*WHAT IS ASKED*
Check every line below for the word "screenshot" and show those that hold it.

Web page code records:
↓
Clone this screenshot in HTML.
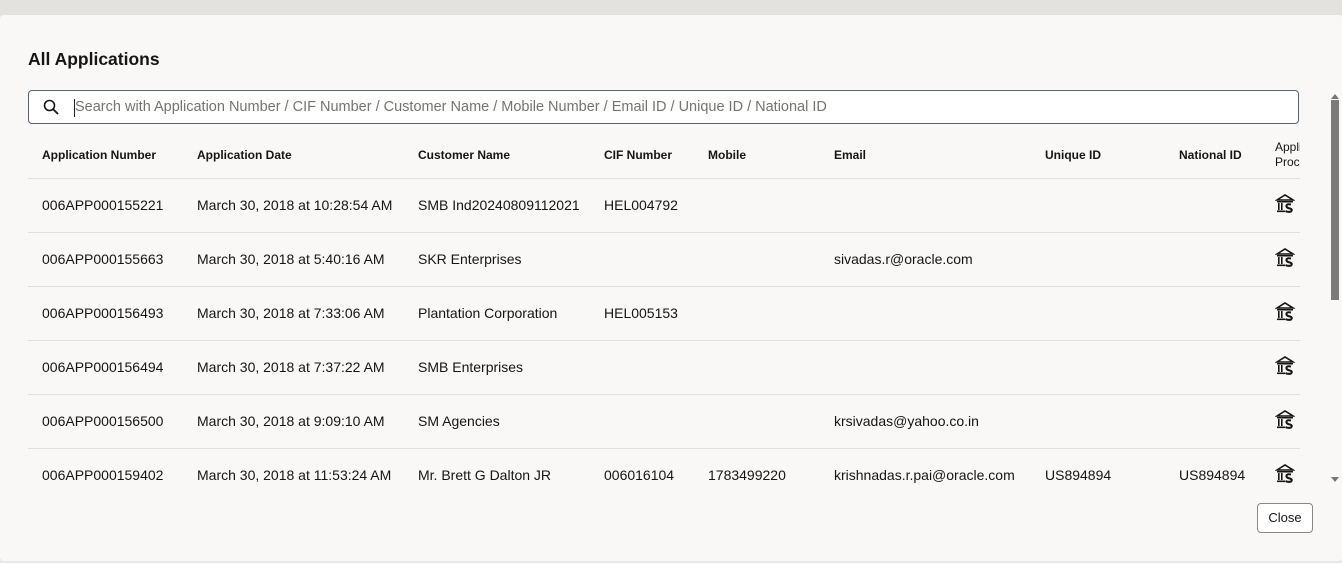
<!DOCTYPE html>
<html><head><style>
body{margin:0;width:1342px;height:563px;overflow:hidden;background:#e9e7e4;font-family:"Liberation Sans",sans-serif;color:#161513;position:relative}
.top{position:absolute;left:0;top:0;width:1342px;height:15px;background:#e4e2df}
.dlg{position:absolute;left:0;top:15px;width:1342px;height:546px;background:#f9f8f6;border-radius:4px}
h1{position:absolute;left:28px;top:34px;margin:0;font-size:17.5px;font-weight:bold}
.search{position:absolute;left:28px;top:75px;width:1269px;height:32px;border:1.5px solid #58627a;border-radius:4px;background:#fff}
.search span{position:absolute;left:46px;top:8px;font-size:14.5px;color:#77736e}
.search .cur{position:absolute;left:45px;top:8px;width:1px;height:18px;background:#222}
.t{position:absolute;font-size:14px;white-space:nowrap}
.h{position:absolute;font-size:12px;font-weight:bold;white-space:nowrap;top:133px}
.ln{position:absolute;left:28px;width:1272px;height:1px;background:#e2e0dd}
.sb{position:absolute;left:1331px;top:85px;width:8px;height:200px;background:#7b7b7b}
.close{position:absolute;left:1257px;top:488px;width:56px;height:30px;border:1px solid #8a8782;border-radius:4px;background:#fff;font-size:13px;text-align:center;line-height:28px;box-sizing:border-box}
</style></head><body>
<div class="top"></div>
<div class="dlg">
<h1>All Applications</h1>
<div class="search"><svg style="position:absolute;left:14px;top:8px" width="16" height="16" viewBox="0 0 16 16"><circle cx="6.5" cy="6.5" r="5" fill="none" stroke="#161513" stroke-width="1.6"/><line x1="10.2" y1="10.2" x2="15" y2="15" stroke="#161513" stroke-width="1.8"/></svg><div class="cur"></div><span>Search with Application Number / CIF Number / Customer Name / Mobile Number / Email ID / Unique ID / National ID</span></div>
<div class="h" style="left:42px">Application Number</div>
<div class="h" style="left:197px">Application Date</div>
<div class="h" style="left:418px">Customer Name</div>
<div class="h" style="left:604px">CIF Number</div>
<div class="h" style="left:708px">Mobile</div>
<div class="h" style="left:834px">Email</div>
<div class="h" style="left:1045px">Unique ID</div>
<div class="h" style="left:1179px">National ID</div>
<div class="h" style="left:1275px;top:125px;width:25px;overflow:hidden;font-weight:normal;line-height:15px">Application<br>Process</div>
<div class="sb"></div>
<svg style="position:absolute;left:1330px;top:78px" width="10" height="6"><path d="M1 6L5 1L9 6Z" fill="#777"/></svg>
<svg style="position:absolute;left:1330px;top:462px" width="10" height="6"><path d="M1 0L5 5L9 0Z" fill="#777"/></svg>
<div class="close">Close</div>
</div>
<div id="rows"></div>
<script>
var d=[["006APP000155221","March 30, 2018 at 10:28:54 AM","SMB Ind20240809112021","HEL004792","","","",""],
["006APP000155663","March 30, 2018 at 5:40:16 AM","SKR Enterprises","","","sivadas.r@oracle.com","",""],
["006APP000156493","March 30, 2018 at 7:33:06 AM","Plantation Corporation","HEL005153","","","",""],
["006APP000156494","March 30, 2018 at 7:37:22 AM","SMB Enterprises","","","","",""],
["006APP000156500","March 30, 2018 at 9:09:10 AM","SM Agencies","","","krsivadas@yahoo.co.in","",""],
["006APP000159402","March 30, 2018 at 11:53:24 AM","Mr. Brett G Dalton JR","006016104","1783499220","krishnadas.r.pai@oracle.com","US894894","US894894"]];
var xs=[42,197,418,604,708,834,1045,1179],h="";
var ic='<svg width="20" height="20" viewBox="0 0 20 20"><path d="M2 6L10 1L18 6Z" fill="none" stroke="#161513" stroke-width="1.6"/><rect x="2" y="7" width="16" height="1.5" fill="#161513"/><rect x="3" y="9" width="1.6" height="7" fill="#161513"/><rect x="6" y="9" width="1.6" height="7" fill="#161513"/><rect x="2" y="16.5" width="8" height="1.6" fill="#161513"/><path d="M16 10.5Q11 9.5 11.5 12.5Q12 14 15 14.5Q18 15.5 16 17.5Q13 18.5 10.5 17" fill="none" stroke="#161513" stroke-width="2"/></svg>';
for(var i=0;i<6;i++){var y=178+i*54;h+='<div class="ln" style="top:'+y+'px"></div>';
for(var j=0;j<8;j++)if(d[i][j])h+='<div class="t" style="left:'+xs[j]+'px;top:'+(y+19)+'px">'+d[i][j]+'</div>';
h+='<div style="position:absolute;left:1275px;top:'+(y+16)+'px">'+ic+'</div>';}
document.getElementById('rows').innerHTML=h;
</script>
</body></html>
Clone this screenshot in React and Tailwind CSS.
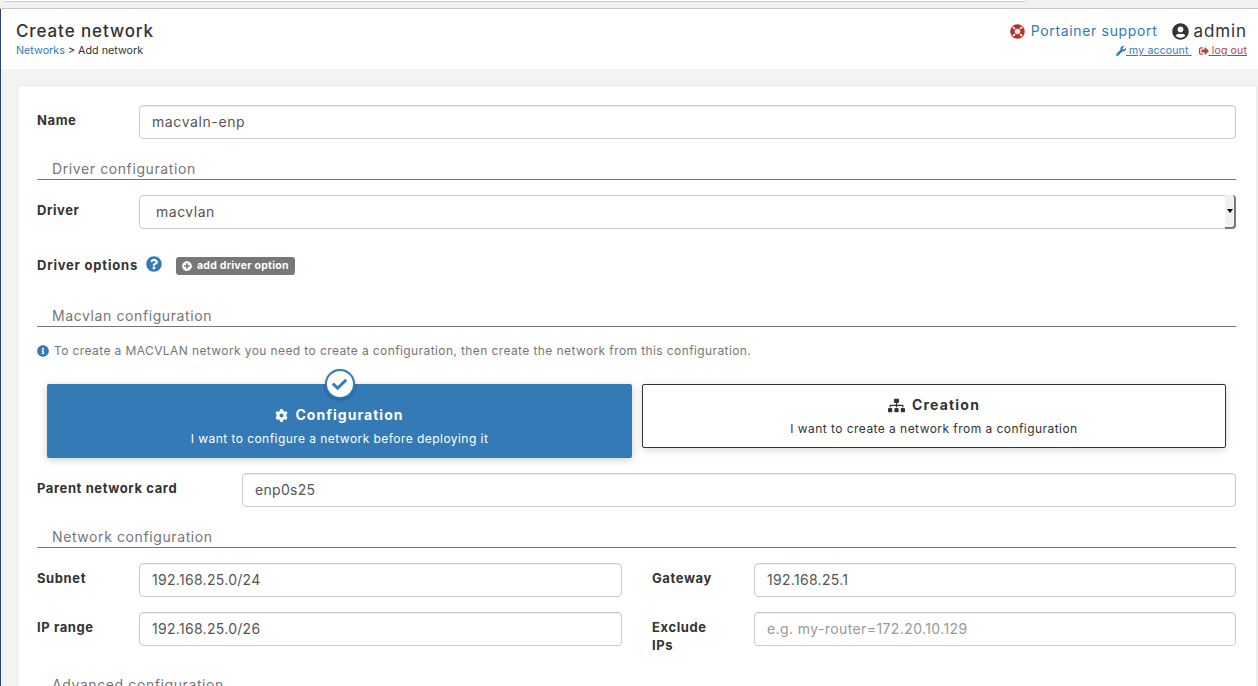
↑
*CORRECT RESPONSE*
Clone this screenshot in HTML.
Clone this screenshot in React and Tailwind CSS.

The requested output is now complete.